## STATED TASK:
Every line that includes the word "screenshot" is to be listed.

## DATASET EXTRACT:
--
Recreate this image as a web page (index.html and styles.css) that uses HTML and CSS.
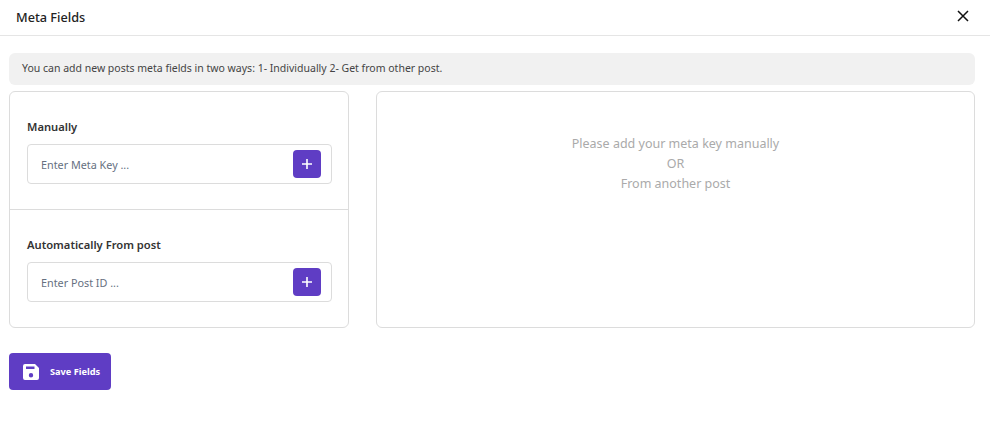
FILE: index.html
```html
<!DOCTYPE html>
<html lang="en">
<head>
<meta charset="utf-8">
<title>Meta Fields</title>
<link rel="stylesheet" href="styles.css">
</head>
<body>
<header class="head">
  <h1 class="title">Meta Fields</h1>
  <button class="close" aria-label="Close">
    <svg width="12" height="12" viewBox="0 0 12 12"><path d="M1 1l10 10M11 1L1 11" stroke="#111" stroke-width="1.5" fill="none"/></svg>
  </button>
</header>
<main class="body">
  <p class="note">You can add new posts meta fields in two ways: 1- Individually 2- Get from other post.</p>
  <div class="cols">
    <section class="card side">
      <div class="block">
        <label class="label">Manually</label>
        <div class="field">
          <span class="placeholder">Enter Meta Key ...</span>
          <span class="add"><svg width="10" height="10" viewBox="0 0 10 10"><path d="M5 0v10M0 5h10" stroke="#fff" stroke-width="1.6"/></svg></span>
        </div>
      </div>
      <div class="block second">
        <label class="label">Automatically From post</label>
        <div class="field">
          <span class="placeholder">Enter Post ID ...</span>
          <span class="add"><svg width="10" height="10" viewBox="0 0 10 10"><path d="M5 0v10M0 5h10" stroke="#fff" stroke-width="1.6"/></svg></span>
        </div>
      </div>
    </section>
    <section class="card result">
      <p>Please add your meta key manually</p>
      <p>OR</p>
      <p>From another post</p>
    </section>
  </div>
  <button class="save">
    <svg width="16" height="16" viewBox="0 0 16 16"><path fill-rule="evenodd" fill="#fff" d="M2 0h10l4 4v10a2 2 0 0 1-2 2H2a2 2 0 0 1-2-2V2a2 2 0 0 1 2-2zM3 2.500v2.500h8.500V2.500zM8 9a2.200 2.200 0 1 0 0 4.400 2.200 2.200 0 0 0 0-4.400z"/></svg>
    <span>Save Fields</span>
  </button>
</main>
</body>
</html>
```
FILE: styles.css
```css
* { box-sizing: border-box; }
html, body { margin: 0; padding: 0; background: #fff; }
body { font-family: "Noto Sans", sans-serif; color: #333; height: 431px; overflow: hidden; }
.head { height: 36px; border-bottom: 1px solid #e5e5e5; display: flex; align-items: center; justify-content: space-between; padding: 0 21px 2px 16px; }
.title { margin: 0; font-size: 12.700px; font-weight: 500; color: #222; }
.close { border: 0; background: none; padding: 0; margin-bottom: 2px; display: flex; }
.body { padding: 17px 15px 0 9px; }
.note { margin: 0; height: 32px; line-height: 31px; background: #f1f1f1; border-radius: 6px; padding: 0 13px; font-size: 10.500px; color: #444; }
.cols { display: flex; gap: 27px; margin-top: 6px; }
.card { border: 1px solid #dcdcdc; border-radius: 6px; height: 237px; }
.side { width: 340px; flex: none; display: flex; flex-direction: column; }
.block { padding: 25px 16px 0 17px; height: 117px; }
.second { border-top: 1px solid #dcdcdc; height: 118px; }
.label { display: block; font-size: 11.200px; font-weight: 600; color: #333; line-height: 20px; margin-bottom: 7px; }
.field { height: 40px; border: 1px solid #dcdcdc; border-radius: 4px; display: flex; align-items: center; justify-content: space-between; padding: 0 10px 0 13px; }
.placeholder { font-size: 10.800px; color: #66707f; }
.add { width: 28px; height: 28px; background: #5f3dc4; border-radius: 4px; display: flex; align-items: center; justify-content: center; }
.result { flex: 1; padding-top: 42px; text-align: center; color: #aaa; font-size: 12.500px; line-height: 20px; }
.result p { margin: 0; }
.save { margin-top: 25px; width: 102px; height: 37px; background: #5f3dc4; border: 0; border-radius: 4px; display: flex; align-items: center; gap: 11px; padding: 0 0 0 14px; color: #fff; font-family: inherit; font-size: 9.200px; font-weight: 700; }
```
--
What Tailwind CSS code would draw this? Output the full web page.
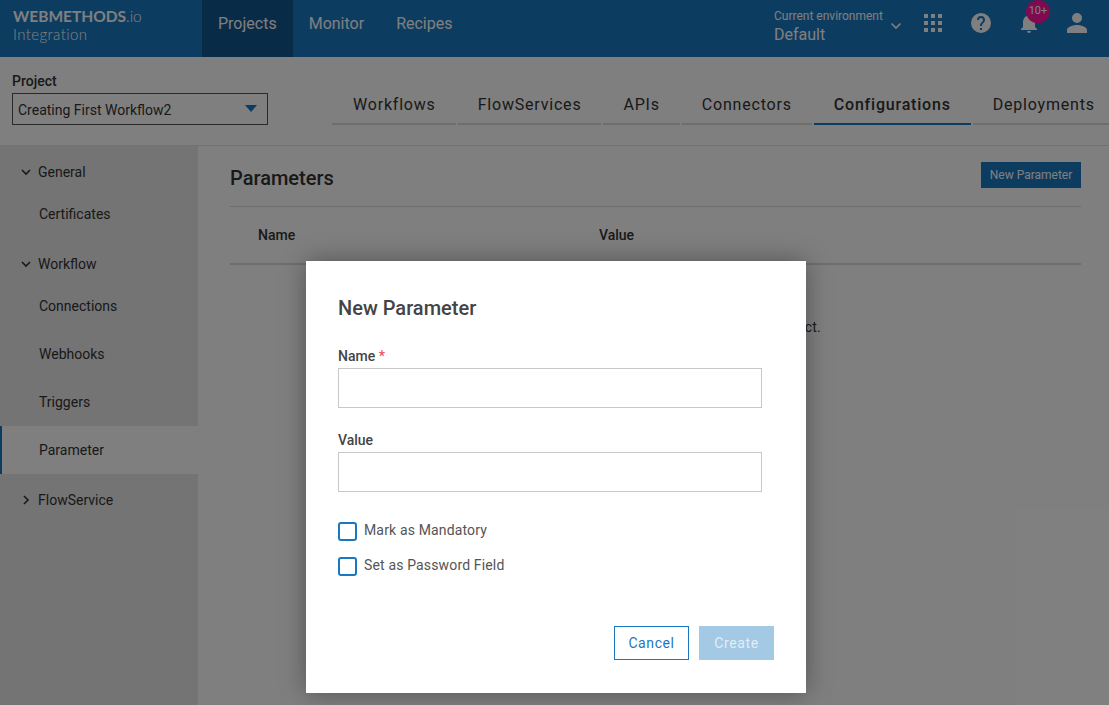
--
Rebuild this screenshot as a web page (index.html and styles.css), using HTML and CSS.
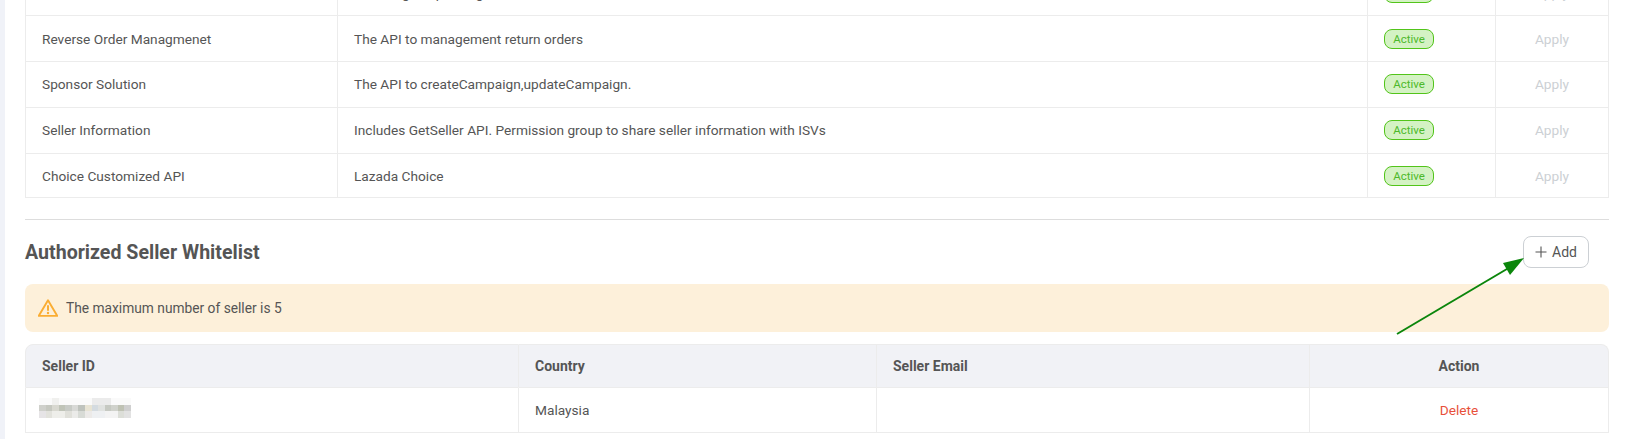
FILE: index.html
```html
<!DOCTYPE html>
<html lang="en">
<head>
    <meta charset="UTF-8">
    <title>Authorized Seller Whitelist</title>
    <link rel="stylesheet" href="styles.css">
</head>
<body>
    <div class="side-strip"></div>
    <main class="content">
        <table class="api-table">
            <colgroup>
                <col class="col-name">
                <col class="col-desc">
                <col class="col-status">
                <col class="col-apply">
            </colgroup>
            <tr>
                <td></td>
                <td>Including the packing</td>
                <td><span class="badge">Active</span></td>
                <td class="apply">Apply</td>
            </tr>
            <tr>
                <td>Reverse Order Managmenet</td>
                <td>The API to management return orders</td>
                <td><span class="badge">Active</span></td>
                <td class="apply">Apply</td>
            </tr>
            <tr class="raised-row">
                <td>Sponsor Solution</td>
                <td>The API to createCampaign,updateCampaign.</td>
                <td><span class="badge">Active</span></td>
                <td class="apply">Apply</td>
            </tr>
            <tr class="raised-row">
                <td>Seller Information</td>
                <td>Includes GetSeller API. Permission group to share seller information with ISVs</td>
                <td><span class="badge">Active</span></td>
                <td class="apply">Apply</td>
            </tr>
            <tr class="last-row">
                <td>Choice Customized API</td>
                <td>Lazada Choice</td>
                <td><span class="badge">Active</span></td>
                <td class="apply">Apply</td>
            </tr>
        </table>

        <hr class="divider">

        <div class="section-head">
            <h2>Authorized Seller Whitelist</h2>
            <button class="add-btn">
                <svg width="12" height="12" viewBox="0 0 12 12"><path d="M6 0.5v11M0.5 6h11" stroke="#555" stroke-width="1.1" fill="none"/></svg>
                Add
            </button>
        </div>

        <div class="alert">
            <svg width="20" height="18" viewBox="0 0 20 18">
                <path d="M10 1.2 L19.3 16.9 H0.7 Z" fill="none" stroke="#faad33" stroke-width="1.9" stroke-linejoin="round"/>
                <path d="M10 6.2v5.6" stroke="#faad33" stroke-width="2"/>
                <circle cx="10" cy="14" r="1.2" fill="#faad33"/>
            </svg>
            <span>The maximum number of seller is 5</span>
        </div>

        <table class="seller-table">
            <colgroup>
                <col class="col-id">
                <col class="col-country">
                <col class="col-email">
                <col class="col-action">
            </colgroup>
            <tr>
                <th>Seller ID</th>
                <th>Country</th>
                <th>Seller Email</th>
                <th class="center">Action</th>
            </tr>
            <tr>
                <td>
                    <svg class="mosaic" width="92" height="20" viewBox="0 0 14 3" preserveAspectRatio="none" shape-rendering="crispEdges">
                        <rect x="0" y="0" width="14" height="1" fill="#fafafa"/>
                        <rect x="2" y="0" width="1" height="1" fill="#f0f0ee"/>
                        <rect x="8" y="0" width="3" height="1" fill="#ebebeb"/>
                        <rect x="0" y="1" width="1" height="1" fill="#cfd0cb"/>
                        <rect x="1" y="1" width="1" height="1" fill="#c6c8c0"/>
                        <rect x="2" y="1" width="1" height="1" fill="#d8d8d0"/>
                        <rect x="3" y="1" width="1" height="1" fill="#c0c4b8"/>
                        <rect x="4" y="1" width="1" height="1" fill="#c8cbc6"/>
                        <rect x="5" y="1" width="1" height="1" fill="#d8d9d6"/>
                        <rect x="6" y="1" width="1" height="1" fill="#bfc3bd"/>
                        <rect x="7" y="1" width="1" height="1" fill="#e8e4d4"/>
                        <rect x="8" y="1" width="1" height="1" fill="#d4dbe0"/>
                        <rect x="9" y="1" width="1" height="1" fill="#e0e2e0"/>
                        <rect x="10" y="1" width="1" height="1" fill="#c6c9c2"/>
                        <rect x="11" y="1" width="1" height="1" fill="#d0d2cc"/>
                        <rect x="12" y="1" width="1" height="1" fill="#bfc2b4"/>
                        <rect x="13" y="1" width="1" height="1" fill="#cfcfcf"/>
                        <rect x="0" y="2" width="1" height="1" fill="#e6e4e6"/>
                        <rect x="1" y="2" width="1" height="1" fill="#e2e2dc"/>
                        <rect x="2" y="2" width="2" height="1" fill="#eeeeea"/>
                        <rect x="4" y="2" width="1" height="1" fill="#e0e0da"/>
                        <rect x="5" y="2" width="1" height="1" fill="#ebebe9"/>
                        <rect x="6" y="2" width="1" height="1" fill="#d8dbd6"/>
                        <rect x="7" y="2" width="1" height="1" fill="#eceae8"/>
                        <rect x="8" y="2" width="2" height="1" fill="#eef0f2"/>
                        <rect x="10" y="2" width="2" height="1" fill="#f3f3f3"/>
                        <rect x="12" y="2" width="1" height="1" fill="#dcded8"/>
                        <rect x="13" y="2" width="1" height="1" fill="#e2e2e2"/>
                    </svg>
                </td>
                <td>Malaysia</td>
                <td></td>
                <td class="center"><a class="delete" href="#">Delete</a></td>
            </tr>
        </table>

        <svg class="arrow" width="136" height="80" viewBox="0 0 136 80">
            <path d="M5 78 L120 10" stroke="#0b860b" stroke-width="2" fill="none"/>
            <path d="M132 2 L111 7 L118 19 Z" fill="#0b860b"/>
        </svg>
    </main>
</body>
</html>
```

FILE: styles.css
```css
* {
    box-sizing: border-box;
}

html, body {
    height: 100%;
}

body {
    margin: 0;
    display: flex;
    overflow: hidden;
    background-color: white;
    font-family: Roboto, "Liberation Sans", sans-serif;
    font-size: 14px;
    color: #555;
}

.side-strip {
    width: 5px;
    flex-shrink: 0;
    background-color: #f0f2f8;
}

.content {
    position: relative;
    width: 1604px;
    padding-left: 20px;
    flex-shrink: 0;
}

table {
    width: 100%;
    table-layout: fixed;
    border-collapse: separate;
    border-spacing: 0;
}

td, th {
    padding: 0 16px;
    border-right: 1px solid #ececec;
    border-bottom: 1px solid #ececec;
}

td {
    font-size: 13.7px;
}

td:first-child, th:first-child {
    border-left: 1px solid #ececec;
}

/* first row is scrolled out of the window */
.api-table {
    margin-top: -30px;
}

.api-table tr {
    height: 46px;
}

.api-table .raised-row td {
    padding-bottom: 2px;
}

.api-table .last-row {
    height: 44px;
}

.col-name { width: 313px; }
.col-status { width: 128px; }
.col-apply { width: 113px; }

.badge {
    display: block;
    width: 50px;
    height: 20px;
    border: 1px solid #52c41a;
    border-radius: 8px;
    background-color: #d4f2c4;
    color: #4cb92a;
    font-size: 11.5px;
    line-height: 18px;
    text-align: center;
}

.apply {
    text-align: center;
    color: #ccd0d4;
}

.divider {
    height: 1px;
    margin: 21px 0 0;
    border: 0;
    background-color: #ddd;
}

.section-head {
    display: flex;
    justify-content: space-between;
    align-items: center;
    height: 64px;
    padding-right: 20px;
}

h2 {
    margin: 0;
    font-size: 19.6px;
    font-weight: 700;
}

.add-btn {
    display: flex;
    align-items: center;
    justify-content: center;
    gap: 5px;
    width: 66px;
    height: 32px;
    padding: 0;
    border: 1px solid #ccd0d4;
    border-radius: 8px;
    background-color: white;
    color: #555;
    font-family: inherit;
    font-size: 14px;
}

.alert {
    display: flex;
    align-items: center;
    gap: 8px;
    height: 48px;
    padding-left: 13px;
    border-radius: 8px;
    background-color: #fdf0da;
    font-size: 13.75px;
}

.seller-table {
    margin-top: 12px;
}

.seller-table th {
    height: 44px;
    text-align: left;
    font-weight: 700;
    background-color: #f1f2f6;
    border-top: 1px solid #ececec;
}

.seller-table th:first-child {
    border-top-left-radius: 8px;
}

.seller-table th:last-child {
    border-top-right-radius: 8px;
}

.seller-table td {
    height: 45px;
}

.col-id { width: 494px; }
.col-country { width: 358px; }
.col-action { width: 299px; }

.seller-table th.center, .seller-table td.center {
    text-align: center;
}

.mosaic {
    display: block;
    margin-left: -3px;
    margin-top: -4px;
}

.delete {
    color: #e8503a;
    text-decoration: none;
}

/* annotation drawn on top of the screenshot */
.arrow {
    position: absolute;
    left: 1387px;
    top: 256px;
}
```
--
## ANSWER TO THIS EXERCISE:
Rebuild this screenshot as a web page (index.html and styles.css), using HTML and CSS.
/* annotation drawn on top of the screenshot */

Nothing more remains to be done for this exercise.